* Militants aim at broader range of potential targets
* Small-scale attacks are harder to detect
* Efforts to recruit Americans intensifying
By David Morgan
WASHINGTON (Reuters) - U.S. authorities are having
a harder time detecting terrorism threats on American soil, top
U.S. officials said Wednesday, more than nine years after
the Sept. 11 attacks thrust the United States into a global
struggle with Islamist militancy.
The officials, including Homeland Security Secretary Janet
Napolitano and FBI Director Robert Mueller, said at a Senate
hearing that al Qaeda and its affiliates are increasingly
plotting small-scale attacks on the United States that can be
carried out with greater frequency against a broader range of
targets.
Militants have also intensified efforts to recruit American
operatives in hopes of penetrating the U.S. security cordon.
"The threat is evolving in several ways that make it more
difficult for law enforcement or the intelligence community to
detect and disrupt plots," Napolitano said in written testimony
submitted to the Senate Committee on Homeland Security and
Government Affairs.
"The threats come from a broader array of groups and
regions. It comes from a wider variety of harder-to-detect
tactics. And it is aimed at harder-to-secure places than
before," she said.
The document was filed before a hearing at which Napolitano
was scheduled to appear alongside Mueller and National
Counterterrorism Center Director Michael Leiter.

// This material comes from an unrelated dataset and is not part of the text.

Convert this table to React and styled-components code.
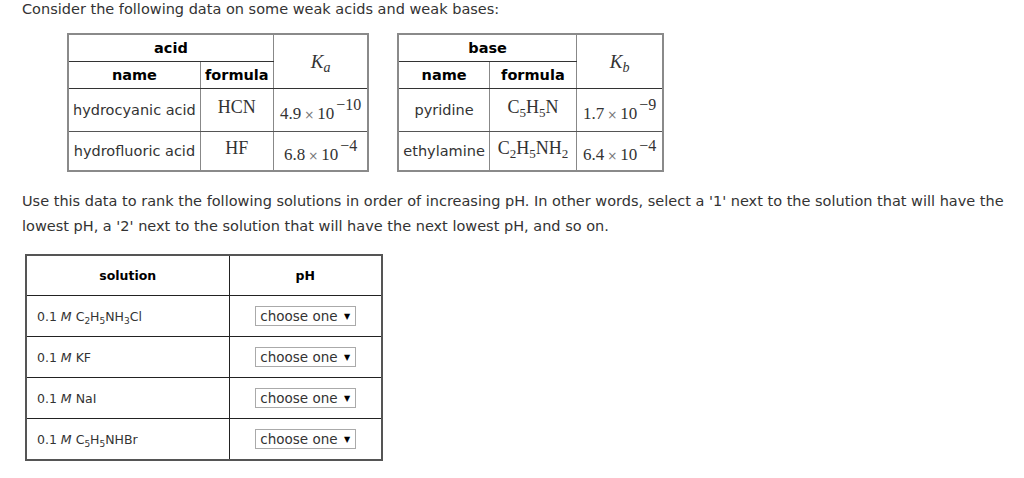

Mueller told lawmakers that a main concern now is from al
Qaeda affiliates in Pakistan, Afghanistan, Yemen, Somalia and
Iraq. The militant network's central leadership in Pakistan,
headed by Osama bin Laden, is now at its weakest point since
2001 due to ongoing U.S.-Pakistani counterterrorism operations,
according to officials.
The Sept. 11 attacks on New York and Washington killed
about 3,000 people in 2001, prompting U.S. officials to fear
that al Qaeda was plotting other mass casualty events, possibly
including the detonation of a nuclear device.
But Napolitano said the failed May 1 car bombing in New
York's Times Square and the Dec. 25, 2009, attempt to bomb a
Detroit-bound airliner showed a shift toward attacks that
require less extensive planning and coordination.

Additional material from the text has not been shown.